The record shows that the appellant was produced in court on 30th November 2004.  After several mentions, the hearing started on 6th February 2007 before Gacheche, J. The assessors were empanelled on that day and three assessors namely Christopher Aruya Monyoro, Saituna Anyango Saleh and Tabitha Nyaboke Omwenga were selected to assist the court in hearing the matter. This was in line with the provisions of the Criminal Procedure Code at that time as the amendment repealing those provisions had not been enacted. Gacheche J. heard five witnesses with the aid of those assessors and indeed on 8th November 2007 when the case came up for hearing but could not proceed because of the absence of defence counsel, her last order after adjourning the case was:-
 
“Assessors be paid allowances for the 2 days they sat.”
 
          Thereafter, the learned Judge, for reasons not recorded, ceased conducting the trial and Musinga J. took over the hearing of the case. The file was placed before him on 3rd April 2008 and after the learned prosecutor told him that only one witness remained before prosecution could close its case, the learned Judge’s first order, which we may say, with respect, was unsolicited, was:-
 
“Hearing to proceed from where it had reached. Proceedings to be typed. Further hearing on 19th June 2008.” 

The case was not heard on that day as the defence counsel was absent. It was thereafter, for one reason or another, adjourned from time to time till 18th December, 2008 when the learned prosecutor closed the prosecution’s case. Ruling was deferred to 10th February 2009 but was not delivered on that day and apparently the file was not availed in court on that day. On 18th May 2009, the matter came up for ruling on whether or not, a prima facie case had been established by the prosecution to warrant the appellant being put on his defence. As the ruling delivered by the learned Judge has been challenged on appeal we set it out in full below:-

Ruling 

Having perused the prosecution evidence on record, I find that a prima facie case has been established against the accused. He is now placed on his defence. The provisions of section 211 CPC are hereby complied with.”

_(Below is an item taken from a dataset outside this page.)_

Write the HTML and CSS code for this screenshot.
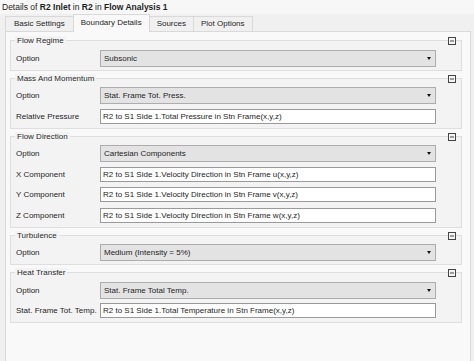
FILE: index.html
```html
<!DOCTYPE html>
<html lang="en">
<head>
  <meta charset="UTF-8">
  <title>Details of R2 Inlet</title>
  <link rel="stylesheet" href="styles.css">
</head>

<body>
  <div class="title">Details of <b>R2 Inlet</b> in <b>R2</b> in <b>Flow Analysis 1</b></div>

  <div class="tabs">
    <div class="tab">Basic Settings</div>
    <div class="tab active">Boundary Details</div>
    <div class="tab">Sources</div>
    <div class="tab">Plot Options</div>
  </div>

  <div class="panel">
    <!-- Flow Regime -->
    <div class="group">
      <div class="group-head">
        <span class="legend">Flow Regime</span>
        <svg class="collapse" width="8" height="8" viewBox="0 0 8 8"><rect x="0.5" y="0.5" width="7" height="7" fill="#f4f4f4" stroke="#444"/><line x1="2" y1="4" x2="6" y2="4" stroke="#444"/></svg>
      </div>
      <div class="rows">
        <div class="label">Option</div>
        <div class="combo">Subsonic<span class="arrow"></span></div>
      </div>
    </div>

    <!-- Mass And Momentum -->
    <div class="group">
      <div class="group-head">
        <span class="legend">Mass And Momentum</span>
        <svg class="collapse" width="8" height="8" viewBox="0 0 8 8"><rect x="0.5" y="0.5" width="7" height="7" fill="#f4f4f4" stroke="#444"/><line x1="2" y1="4" x2="6" y2="4" stroke="#444"/></svg>
      </div>
      <div class="rows">
        <div class="label">Option</div>
        <div class="combo">Stat. Frame Tot. Press.<span class="arrow"></span></div>
        <div class="label">Relative Pressure</div>
        <div class="field"><div class="input">R2 to S1 Side 1.Total Pressure in Stn Frame(x,y,z)</div></div>
      </div>
    </div>

    <!-- Flow Direction -->
    <div class="group">
      <div class="group-head">
        <span class="legend">Flow Direction</span>
        <svg class="collapse" width="8" height="8" viewBox="0 0 8 8"><rect x="0.5" y="0.5" width="7" height="7" fill="#f4f4f4" stroke="#444"/><line x1="2" y1="4" x2="6" y2="4" stroke="#444"/></svg>
      </div>
      <div class="rows">
        <div class="label">Option</div>
        <div class="combo">Cartesian Components<span class="arrow"></span></div>
        <div class="label">X Component</div>
        <div class="field"><div class="input">R2 to S1 Side 1.Velocity Direction in Stn Frame u(x,y,z)</div></div>
        <div class="label">Y Component</div>
        <div class="field"><div class="input">R2 to S1 Side 1.Velocity Direction in Stn Frame v(x,y,z)</div></div>
        <div class="label">Z Component</div>
        <div class="field"><div class="input">R2 to S1 Side 1.Velocity Direction in Stn Frame w(x,y,z)</div></div>
      </div>
    </div>

    <!-- Turbulence -->
    <div class="group">
      <div class="group-head">
        <span class="legend">Turbulence</span>
        <svg class="collapse" width="8" height="8" viewBox="0 0 8 8"><rect x="0.5" y="0.5" width="7" height="7" fill="#f4f4f4" stroke="#444"/><line x1="2" y1="4" x2="6" y2="4" stroke="#444"/></svg>
      </div>
      <div class="rows">
        <div class="label">Option</div>
        <div class="combo">Medium (Intensity = 5%)<span class="arrow"></span></div>
      </div>
    </div>

    <!-- Heat Transfer -->
    <div class="group">
      <div class="group-head">
        <span class="legend">Heat Transfer</span>
        <svg class="collapse" width="8" height="8" viewBox="0 0 8 8"><rect x="0.5" y="0.5" width="7" height="7" fill="#f4f4f4" stroke="#444"/><line x1="2" y1="4" x2="6" y2="4" stroke="#444"/></svg>
      </div>
      <div class="rows">
        <div class="label">Option</div>
        <div class="combo">Stat. Frame Total Temp.<span class="arrow"></span></div>
        <div class="label">Stat. Frame Tot. Temp.</div>
        <div class="field"><div class="input">R2 to S1 Side 1.Total Temperature in Stn Frame(x,y,z)</div></div>
      </div>
    </div>
  </div>
</body>

</html>
```

FILE: styles.css
```css
body {
  margin: 0;
  height: 361px;
  display: flex;
  flex-direction: column;
  overflow: hidden;
  background-color: #f0f0f0;
  font-family: 'Liberation Sans', Arial, sans-serif;
  font-size: 8px;
  color: #1e1e1e;
}

.title {
  height: 14px;
  line-height: 14px;
  padding-left: 2px;
  background-color: #f7f7f7;
  font-size: 8.5px;
}

.tabs {
  display: flex;
  align-items: flex-end;
  height: 17px;
  margin-left: 5px;
}

.tab {
  height: 14px;
  line-height: 14px;
  padding: 0 7px;
  border: 1px solid #d9d9d9;
  border-bottom: none;
  background-color: #f0f0f0;
  margin-right: -1px;
}

.tab:first-child {
  padding: 0 8px;
}

.tab.active {
  height: 17px;
  line-height: 15px;
  padding: 0 7px;
  background-color: #f9f9f9;
  position: relative;
  z-index: 1;
  margin-bottom: -1px;
}

.panel {
  flex: 1;
  margin: 0 3px 0 5px;
  border: 1px solid #d9d9d9;
  border-bottom: none;
  background-color: #f9f9f9;
  padding: 8px 8px 0 4px;
}

.group {
  border: 1px solid #dedede;
  background-color: #f3f3f3;
  margin-bottom: 7px;
  padding: 0 5px 3px 4px;
}

.group-head {
  display: flex;
  justify-content: space-between;
  align-items: center;
  height: 10px;
  margin-top: -5px;
  margin-bottom: 3.5px;
}

.legend {
  background-color: #f3f3f3;
  padding: 0 2px;
  color: #2a2a2a;
  line-height: 10px;
}

.collapse {
  display: block;
  background-color: #f3f3f3;
}

.rows {
  display: grid;
  grid-template-columns: 85px 1fr;
  grid-auto-rows: 17px;
  row-gap: 3.5px;
  padding-right: 20px;
  align-items: center;
}

.label {
  padding-left: 1px;
  white-space: nowrap;
}

.combo {
  height: 15px;
  line-height: 15px;
  border: 1px solid #adadad;
  background-color: #e3e3e3;
  padding-left: 3px;
  display: flex;
  justify-content: space-between;
  align-items: center;
}

.arrow {
  width: 0;
  height: 0;
  border-left: 2.5px solid transparent;
  border-right: 2.5px solid transparent;
  border-top: 3px solid #111;
  margin-right: 4px;
}

.field {
  display: flex;
  align-items: center;
}

.input {
  flex: 1;
  height: 13px;
  line-height: 13px;
  border: 1px solid #9a9a9a;
  background-color: #fff;
  padding-left: 2px;
  white-space: nowrap;
  overflow: hidden;
}
```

          Dated this 12th day of February, 2009.

D. Musinga

Judge.”

The appellant elected to give unsworn defence. He gave it and called no witness. We add that during all these appearances, and when the appellant gave his defence the record does not show that the assessors were summoned and were present either all of them or any of them. There is no mention of them by Musinga J. and no explanation was given for such glaring absence. After the appellant’s defence, the appellant’s counsel and state counsel made their submissions and there was no summing up to the assessors as is expected in all cases heard with the aid of assessors. The learned Judge thereafter delivered the judgment.

          The above are what gave rise to the complaints in the supplementary grounds of appeal which are, on the main, three and which we will deal with first and depending on our decision on them, other matters will be considered.

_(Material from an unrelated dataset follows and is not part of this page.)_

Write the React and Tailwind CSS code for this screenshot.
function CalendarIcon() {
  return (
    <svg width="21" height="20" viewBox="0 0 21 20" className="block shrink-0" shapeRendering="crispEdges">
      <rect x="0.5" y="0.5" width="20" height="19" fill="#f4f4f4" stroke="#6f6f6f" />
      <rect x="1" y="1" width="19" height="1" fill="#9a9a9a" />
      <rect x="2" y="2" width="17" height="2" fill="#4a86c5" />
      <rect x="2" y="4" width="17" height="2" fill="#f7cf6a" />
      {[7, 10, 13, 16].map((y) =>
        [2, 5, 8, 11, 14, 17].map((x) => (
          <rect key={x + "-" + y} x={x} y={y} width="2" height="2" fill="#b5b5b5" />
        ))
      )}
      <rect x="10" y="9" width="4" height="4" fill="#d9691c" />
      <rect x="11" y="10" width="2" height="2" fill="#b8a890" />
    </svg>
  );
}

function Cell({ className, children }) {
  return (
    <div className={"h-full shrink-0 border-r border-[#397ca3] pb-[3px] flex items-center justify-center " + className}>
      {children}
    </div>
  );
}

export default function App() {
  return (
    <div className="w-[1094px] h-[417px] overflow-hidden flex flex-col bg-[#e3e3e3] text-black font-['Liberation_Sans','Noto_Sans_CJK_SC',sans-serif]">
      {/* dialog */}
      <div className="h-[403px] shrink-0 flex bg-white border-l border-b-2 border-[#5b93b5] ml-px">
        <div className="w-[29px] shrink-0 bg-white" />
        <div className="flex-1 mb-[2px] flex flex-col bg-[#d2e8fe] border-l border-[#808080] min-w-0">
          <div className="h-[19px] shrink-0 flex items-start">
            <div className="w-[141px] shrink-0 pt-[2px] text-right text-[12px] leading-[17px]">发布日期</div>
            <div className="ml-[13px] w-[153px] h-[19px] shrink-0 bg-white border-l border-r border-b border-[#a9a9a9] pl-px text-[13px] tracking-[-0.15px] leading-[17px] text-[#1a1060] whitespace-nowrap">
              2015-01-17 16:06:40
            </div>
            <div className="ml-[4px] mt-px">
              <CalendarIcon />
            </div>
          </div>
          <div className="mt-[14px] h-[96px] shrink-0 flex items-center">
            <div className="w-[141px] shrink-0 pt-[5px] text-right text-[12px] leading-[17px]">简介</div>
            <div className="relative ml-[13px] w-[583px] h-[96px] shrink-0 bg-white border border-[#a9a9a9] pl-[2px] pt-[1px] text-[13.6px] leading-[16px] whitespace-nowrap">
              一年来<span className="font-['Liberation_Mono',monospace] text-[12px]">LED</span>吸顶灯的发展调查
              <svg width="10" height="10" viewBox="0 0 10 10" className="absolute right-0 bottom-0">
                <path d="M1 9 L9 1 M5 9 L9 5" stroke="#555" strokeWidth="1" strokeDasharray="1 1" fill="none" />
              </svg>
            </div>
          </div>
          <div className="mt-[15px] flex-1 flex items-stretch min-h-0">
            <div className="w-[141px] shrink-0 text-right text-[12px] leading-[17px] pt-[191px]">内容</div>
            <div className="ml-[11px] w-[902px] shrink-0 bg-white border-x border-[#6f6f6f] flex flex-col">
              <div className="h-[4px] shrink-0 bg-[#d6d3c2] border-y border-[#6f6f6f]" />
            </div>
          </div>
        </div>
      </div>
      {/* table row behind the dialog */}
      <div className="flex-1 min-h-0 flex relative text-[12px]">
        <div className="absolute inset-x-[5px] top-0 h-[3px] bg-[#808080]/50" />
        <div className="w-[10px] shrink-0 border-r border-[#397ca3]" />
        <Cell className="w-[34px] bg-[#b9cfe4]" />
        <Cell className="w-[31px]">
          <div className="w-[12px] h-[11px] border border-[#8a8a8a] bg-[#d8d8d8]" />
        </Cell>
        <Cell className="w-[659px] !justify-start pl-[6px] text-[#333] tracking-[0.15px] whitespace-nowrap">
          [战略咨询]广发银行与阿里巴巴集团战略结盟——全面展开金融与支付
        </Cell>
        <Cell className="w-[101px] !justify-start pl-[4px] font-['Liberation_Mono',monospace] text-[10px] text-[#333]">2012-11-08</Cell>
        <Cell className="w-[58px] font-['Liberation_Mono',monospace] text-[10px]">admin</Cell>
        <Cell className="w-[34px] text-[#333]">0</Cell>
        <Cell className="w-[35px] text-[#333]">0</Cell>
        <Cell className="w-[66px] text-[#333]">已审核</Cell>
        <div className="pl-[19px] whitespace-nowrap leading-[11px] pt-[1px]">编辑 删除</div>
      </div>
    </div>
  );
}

          On the first complaint that the learned Judge erred in law in taking over the hearing from Gacheche J. and proceeding with the same without complying with the requirements of section 200(3) of the Criminal Procedure Code, the appellant is plainly right. There is nowhere in the record demonstrating that the learned Judge even appreciated the need to comply with that provision which states the trial Judge taking over a matter already partly heard by another court has to inform the accused of his rights under section 200 of the Criminal Procedure Code which rights include the right to recall any witness he wishes to recall. This is an important provision and in our view, depending on certain circumstances, omission to comply with it would be prejudicial to the accused person. As we have stated, the learned Judge did find it unnecessary to comply with it and in the circumstances of this case, we are of the view that such omission was fatal, particularly as all prosecution witnesses had given evidence before Gacheche J.

          The second problem is that the learned Judge, in putting the appellant to his defence, complied with section 211 of the Criminal Procedure Code. This section was clearly not relevant as it is a section that is invoked only in trials before Subordinate Courts and not in trials before the High Court. In trials before the High Court, the relevant section is section 306. This error though was not fatal as the provisions and tenor of both sections are the same and the effect, if complied with properly, is the same. However, it was an error and should have been avoided if only to help the courts subordinate to the superior court understand the difference and avoid confusion particularly that could be caused to the subordinate courts.  In any case, a case as serious as that which was before the learned Judge called for strict application of the law both substantial and procedural.

          Lastly, the trial started with the aid of assessors and in law had to continue with them till the end. We appreciate the fact that midstream the provisions of trial with the aid of assessors was removed from our Criminal Procedure Code, but that repeal, like most other legal provisions, did not have retrospective effect. It was, in our view improper for the learned Judge to drop the assessors and even worse, to fail to give any reasons as to why he did so. We will not go into facts of the case for what will be apparent hereafter.

          For all the above reasons and as Mr. Gumo, the learned Assistant Director of Prosecutions also conceded the appeal on those grounds, the appeal is allowed and conviction set aside.

          What next? Mr. Odhiambo Pascal and Mr. Gumo, were both of the view that an order for retrial would be fair in this case. Mr. Gumo said he could assemble the witnesses, most of whom are members of one family, and mount a successful retrial. The evidence on record shows that with proper prosecution, the person responsible for the death of the deceased can be brought to book. Although the offence took place in August 2004, the trial was completed on 18th May 2009 when the appellant was sentenced to death. Thus he has been in custody on account of the sentence for about two years only. All considered, we agree with both learned counsel that an order of retrial would be appropriate in the circumstances of this case. We order retrial of the appellant.

          We order that the appellant be released into police custody and be arraigned in court within the next fourteen days of this date so that his retrial may commence. The retrial is to be without the aid of assessors and will proceed before a Judge other than Musinga J. Orders accordingly.

Dated and delivered at Kisumu this 28th day of July, 2011.
 
E. O. O’KUBASU
………………………..
JUDGE OF APPEAL
 
 
P. N. WAKI
………………………
JUDGE OF APPEAL
 
 
J. W. ONYANGO OTIENO
………………………..
JUDGE OF APPEAL
 
I certify that this is a true copy of the original.